What I tell myself
I tell myself that I shouldn’t write so often about the people I loved who are no longer here. I tell myself that mentioning them once or twice in a piece is acceptable, but there’s no need to go on about Joep and Jacqueline, about my brother Victor, about Ferdinand, Barbara, and Ingrid.
And I’d better not write about my dear friends Marina and Sophie and our loyal help Arantxa who all passed away recently either, that would only bore my readers. I often tell myself what I should and above all what I shouldn’t do. Unfortunately, I tend to listen to myself.
So, this morning, while thinking of Arantxa, I sat in front of my empty screen and flipped through my notebooks to find something to write about. I looked at my description of a video by an Indonesian artist we work with, I read about an exhibition we had in Brussels and about the pleasure I get from using the pencil sharpener I bought in Kyoto thirty-two years ago that’s still working.
People want to read about my art projects, I told myself, and about my trips to faraway places, not about the way Marina and I laughed while having lunch on a terrace in Mexico City or about the Elisabeth-Taylor-like voice in which she called me ‘dahrling’.
Nobody cares that I keep looking up to see if I can capture a bougainvillea or an art deco rooftop against the deep blue Barcelona sky. That it was a habit formed when I used to send Sophie a photo every day during the many months she spent in the hospital.

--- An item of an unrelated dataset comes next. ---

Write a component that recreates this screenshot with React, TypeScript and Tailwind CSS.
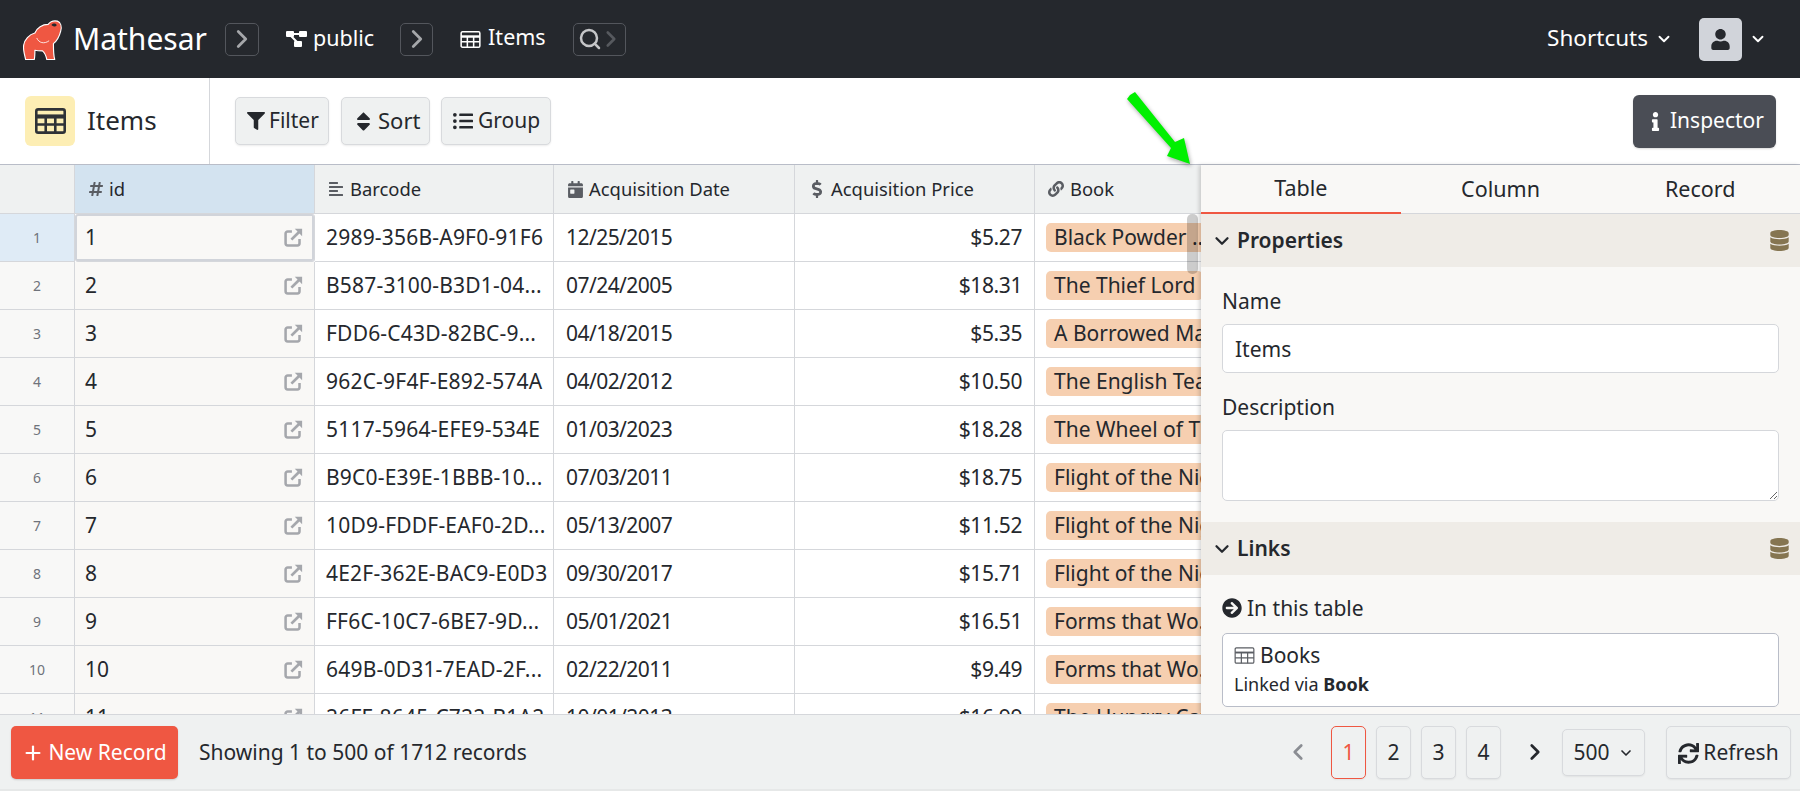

My readers do not want to know about the glass bowls of arroz negro, hummus, and red peppers Arantxa prepared the day before she died that we kept for a long time in the refrigerator as small, crystalline monuments to her. I shouldn’t write about how we left her bag on the sofa for weeks so it appeared she had just slipped out for an errand and would be back any minute.
But is this internal censorship really for my readers? Or is it a lid I try strenuously to keep closed so that the grief underneath does not spill out?
I have this overwhelming need to write about what moves me but at the same time I put the brakes on. I talk about the importance of flow but simultaneously, I block myself.
I’m not sure if being aware of this contradiction will help me to open up, but I did put my notebooks out of reach on the top shelf of my bookcase. That way what I write about comes directly from within. At least, that’s what I tell myself.